● **What you should do**: Pull out every line below holding the word "that".

● ● ●

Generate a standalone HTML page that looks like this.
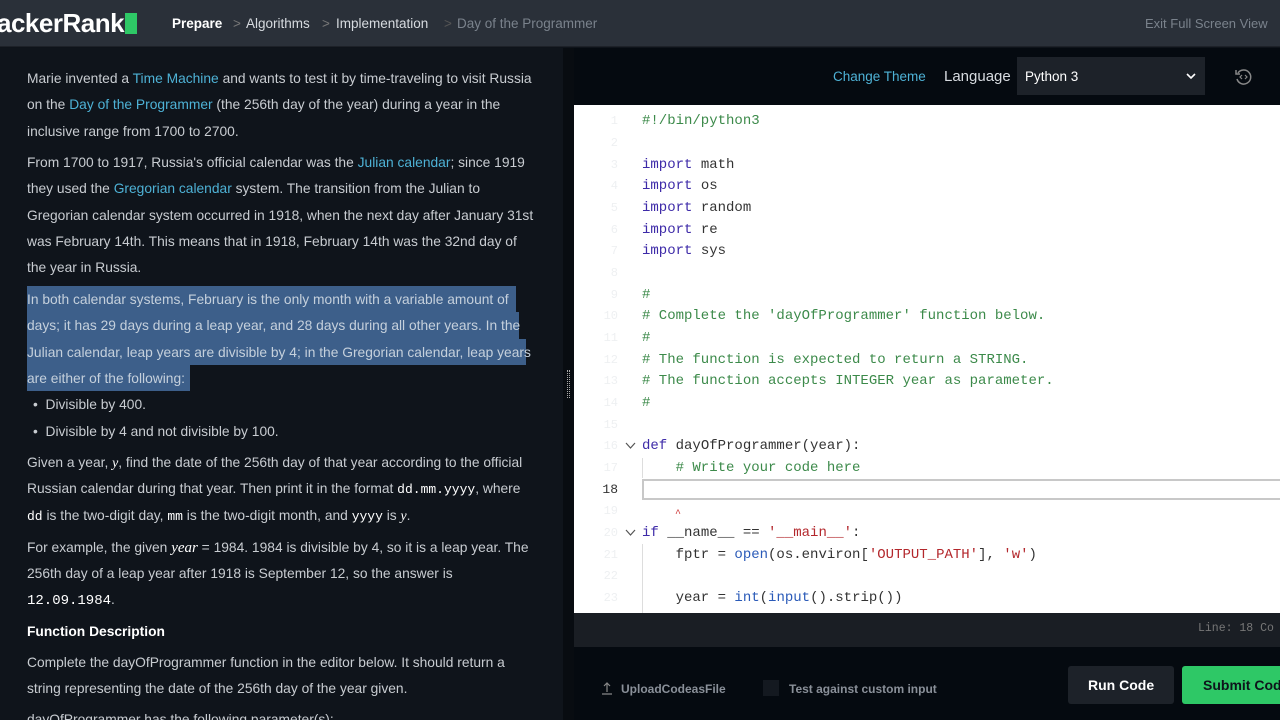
<!DOCTYPE html>
<html><head><meta charset="utf-8"><style>
*{margin:0;padding:0;box-sizing:border-box}
html,body{width:1280px;height:720px;overflow:hidden}
body{background:#0e131a;font-family:"Liberation Sans",sans-serif;position:relative}
.top{position:absolute;left:0;top:0;width:1280px;height:47px;background:#2a3039;border-bottom:1px solid #1d2128}
.logo{position:absolute;left:-3px;top:8px;font-size:26px;font-weight:bold;color:#fff;letter-spacing:-0.5px}
.logo i{display:inline-block;width:12px;height:21px;background:#2ec866;vertical-align:-2px;margin-left:1px}
.crumb{position:absolute;top:16px;font-size:13.5px;color:#d7dbe0}
.left{position:absolute;left:0;top:48px;width:563px;height:672px;background:#0f141b}
.div{position:absolute;left:563px;top:48px;width:11px;height:672px;background:#080c11}
.p{position:absolute;left:27px;font-size:13.8px;color:#c8ccd1;white-space:nowrap}
.a{color:#4eb2d6}
.mono{font-family:"Liberation Mono",monospace;color:#fff;font-size:13px}
.right{position:absolute;left:574px;top:48px;width:706px;height:672px;background:#050a10}
.ed{position:absolute;left:574px;top:105px;width:706px;height:508px;background:#fff}
.ln{position:absolute;left:590px;width:28px;text-align:right;font-family:"Liberation Mono",monospace;font-size:12px;color:#eef0f2}
.c{position:absolute;left:642px;font-family:"Liberation Mono",monospace;font-size:14px;color:#333;white-space:pre}
.k{color:#3d2aa8}.g{color:#3c8a4a}.s{color:#b3272c}.b{color:#2a5ab8}
.status{position:absolute;left:574px;top:613px;width:706px;height:34px;background:#1a1e24}
</style></head><body>
<div class="top">
<div class="logo">ackerRank<i></i></div>
<div class="crumb" style="left:172px;font-weight:bold;color:#fff">Prepare</div>
<div class="crumb" style="left:233px;color:#777">&gt;</div>
<div class="crumb" style="left:246px">Algorithms</div>
<div class="crumb" style="left:322px;color:#777">&gt;</div>
<div class="crumb" style="left:336px">Implementation</div>
<div class="crumb" style="left:444px;color:#555">&gt;</div>
<div class="crumb" style="left:457px;color:#7a828c">Day of the Programmer</div>
<div class="crumb" style="left:1145px;color:#7a828c;font-size:13px">Exit Full Screen View</div>
</div>
<div class="left"></div>
<div class="div"><div style="position:absolute;left:4px;top:322px;width:3px;height:28px;border-left:1px dotted #aaa;border-right:1px dotted #aaa"></div></div>
<div class="p" style="top:71px">Marie invented a <span class="a">Time Machine</span> and wants to test it by time-traveling to visit Russia</div>
<div class="p" style="top:97px">on the <span class="a">Day of the Programmer</span> (the 256th day of the year) during a year in the</div>
<div class="p" style="top:124px">inclusive range from 1700 to 2700.</div>
<div class="p" style="top:155px">From 1700 to 1917, Russia's official calendar was the <span class="a">Julian calendar</span>; since 1919</div>
<div class="p" style="top:181px">they used the <span class="a">Gregorian calendar</span> system. The transition from the Julian to</div>
<div class="p" style="top:208px">Gregorian calendar system occurred in 1918, when the next day after January 31st</div>
<div class="p" style="top:234px">was February 14th. This means that in 1918, February 14th was the 32nd day of</div>
<div class="p" style="top:260px">the year in Russia.</div>
<div style="position:absolute;left:27px;top:286px;width:489px;height:26px;background:#3d5f8a"></div>
<div style="position:absolute;left:27px;top:312px;width:492px;height:27px;background:#3d5f8a"></div>
<div style="position:absolute;left:27px;top:339px;width:499px;height:26px;background:#3d5f8a"></div>
<div style="position:absolute;left:27px;top:365px;width:163px;height:26px;background:#3d5f8a"></div>
<div class="p" style="top:292px;color:#c5d0dc">In both calendar systems, February is the only month with a variable amount of</div>
<div class="p" style="top:318px;color:#c5d0dc">days; it has 29 days during a leap year, and 28 days during all other years. In the</div>
<div class="p" style="top:345px;color:#c5d0dc">Julian calendar, leap years are divisible by 4; in the Gregorian calendar, leap years</div>
<div class="p" style="top:371px;color:#c5d0dc">are either of the following:</div>
<div class="p" style="top:397px;left:33px">•&nbsp;&nbsp;Divisible by 400.</div>
<div class="p" style="top:424px;left:33px">•&nbsp;&nbsp;Divisible by 4 and not divisible by 100.</div>
<div class="p" style="top:455px">Given a year, <i style="font-family:'Liberation Serif',serif;color:#fff">y</i>, find the date of the 256th day of that year according to the official</div>
<div class="p" style="top:481px">Russian calendar during that year. Then print it in the format <span class="mono">dd.mm.yyyy</span>, where</div>
<div class="p" style="top:508px"><span class="mono">dd</span> is the two-digit day, <span class="mono">mm</span> is the two-digit month, and <span class="mono">yyyy</span> is <i style="font-family:'Liberation Serif',serif;color:#fff">y</i>.</div>
<div class="p" style="top:540px">For example, the given <i style="font-family:'Liberation Serif',serif;color:#fff;font-size:15px">year</i> = 1984. 1984 is divisible by 4, so it is a leap year. The</div>
<div class="p" style="top:566px">256th day of a leap year after 1918 is September 12, so the answer is</div>
<div class="p" style="top:592px"><span class="mono" style="font-size:14px">12.09.1984</span>.</div>
<div class="p" style="top:624px;font-weight:bold;color:#fff">Function Description</div>
<div class="p" style="top:655px">Complete the dayOfProgrammer function in the editor below. It should return a</div>
<div class="p" style="top:681px">string representing the date of the 256th day of the year given.</div>
<div class="p" style="top:712px">dayOfProgrammer has the following parameter(s):</div>
<div class="right"></div>
<div style="position:absolute;left:833px;top:69px;font-size:13.5px;color:#4eb2d6">Change Theme</div>
<div style="position:absolute;left:944px;top:68px;font-size:15px;color:#d7dbe0">Language</div>
<div style="position:absolute;left:1017px;top:57px;width:188px;height:38px;background:#1d2229"></div>
<div style="position:absolute;left:1025px;top:69px;font-size:13.5px;color:#fff">Python 3</div>
<svg style="position:absolute;left:1186px;top:72px" width="10" height="8"><path d="M1 2l4 4 4-4" stroke="#fff" stroke-width="1.6" fill="none"/></svg>
<svg style="position:absolute;left:1234px;top:68px" width="18" height="18"><path d="M4 5A7 7 0 1 1 3 11" stroke="#888" stroke-width="1.5" fill="none"/><path d="M2 2v4h4" stroke="#888" stroke-width="1.5" fill="none"/><path d="M8 7l-2 2 2 2M11 7l2 2-2 2" stroke="#888" stroke-width="1.2" fill="none"/></svg>
<div class="ed"></div>
<div class="ln" style="top:114px">1</div><div class="ln" style="top:136px">2</div><div class="ln" style="top:158px">3</div><div class="ln" style="top:179px">4</div><div class="ln" style="top:201px">5</div><div class="ln" style="top:223px">6</div><div class="ln" style="top:244px">7</div><div class="ln" style="top:266px">8</div><div class="ln" style="top:288px">9</div><div class="ln" style="top:309px">10</div><div class="ln" style="top:331px">11</div><div class="ln" style="top:353px">12</div><div class="ln" style="top:374px">13</div><div class="ln" style="top:396px">14</div><div class="ln" style="top:418px">15</div><div class="ln" style="top:439px">16</div><div class="ln" style="top:461px">17</div><div class="ln" style="top:482px;color:#333;font-size:13px">18</div><div class="ln" style="top:504px">19</div><div class="ln" style="top:526px">20</div><div class="ln" style="top:548px">21</div><div class="ln" style="top:569px">22</div><div class="ln" style="top:591px">23</div>
<div class="c g" style="top:113px">#!/bin/python3</div>
<div class="c" style="top:157px"><span class="k">import</span> math</div>
<div class="c" style="top:178px"><span class="k">import</span> os</div>
<div class="c" style="top:200px"><span class="k">import</span> random</div>
<div class="c" style="top:222px"><span class="k">import</span> re</div>
<div class="c" style="top:243px"><span class="k">import</span> sys</div>
<div class="c g" style="top:287px">#</div>
<div class="c g" style="top:308px"># Complete the 'dayOfProgrammer' function below.</div>
<div class="c g" style="top:330px">#</div>
<div class="c g" style="top:352px"># The function is expected to return a STRING.</div>
<div class="c g" style="top:373px"># The function accepts INTEGER year as parameter.</div>
<div class="c g" style="top:395px">#</div>
<div class="c" style="top:438px"><span class="k">def</span> dayOfProgrammer(year):</div>
<div class="c g" style="top:460px">    # Write your code here</div>
<div style="position:absolute;left:642px;top:479px;width:640px;height:21px;border:2px solid #c8c8c8;border-right:none"></div>
<div class="c" style="top:509px;left:675px;color:#c33;font-size:10px">^</div>
<div class="c" style="top:525px"><span class="k">if</span> __name__ == <span class="s">'__main__'</span>:</div>
<div class="c" style="top:547px">    fptr = <span class="b">open</span>(os.environ[<span class="s">'OUTPUT_PATH'</span>], <span class="s">'w'</span>)</div>
<div class="c" style="top:590px">    year = <span class="b">int</span>(<span class="b">input</span>().strip())</div>
<svg style="position:absolute;left:625px;top:442px" width="11" height="8"><path d="M1 1l4.5 5 4.5-5" stroke="#555" stroke-width="1.2" fill="none"/></svg>
<svg style="position:absolute;left:625px;top:529px" width="11" height="8"><path d="M1 1l4.5 5 4.5-5" stroke="#555" stroke-width="1.2" fill="none"/></svg>
<div style="position:absolute;left:642px;top:458px;width:1px;height:20px;background:#ddd"></div>
<div style="position:absolute;left:642px;top:544px;width:1px;height:69px;background:#ddd"></div>
<div class="status"></div>
<div style="position:absolute;left:1198px;top:622px;font-family:'Liberation Mono',monospace;font-size:11.5px;color:#777;white-space:nowrap">Line: 18 Co</div>
<svg style="position:absolute;left:601px;top:681px" width="12" height="14"><path d="M6 11V2M3 5l3-3 3 3M1 13h10" stroke="#888" stroke-width="1.2" fill="none"/></svg>
<div style="position:absolute;left:621px;top:682px;font-size:12px;font-weight:bold;color:#8a9099">UploadCodeasFile</div>
<div style="position:absolute;left:763px;top:680px;width:16px;height:16px;background:#141920"></div>
<div style="position:absolute;left:789px;top:682px;font-size:12px;font-weight:bold;color:#8a9099">Test against custom input</div>
<div style="position:absolute;left:1068px;top:666px;width:106px;height:38px;background:#1d2229;border-radius:3px"></div>
<div style="position:absolute;left:1088px;top:677px;font-size:14px;font-weight:bold;color:#fff">Run Code</div>
<div style="position:absolute;left:1182px;top:666px;width:110px;height:38px;background:#2ec866;border-radius:3px"></div>
<div style="position:absolute;left:1203px;top:677px;font-size:14px;font-weight:bold;color:#0e141b;white-space:nowrap">Submit Code</div>
</body></html>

● ● ●

● **Task response**:
Generate a standalone HTML page that looks like this.
<div class="p" style="top:234px">was February 14th. This means that in 1918, February 14th was the 32nd day of</div>
<div class="p" style="top:455px">Given a year, <i style="font-family:'Liberation Serif',serif;color:#fff">y</i>, find the date of the 256th day of that year according to the official</div>
<div class="p" style="top:481px">Russian calendar during that year. Then print it in the format <span class="mono">dd.mm.yyyy</span>, where</div>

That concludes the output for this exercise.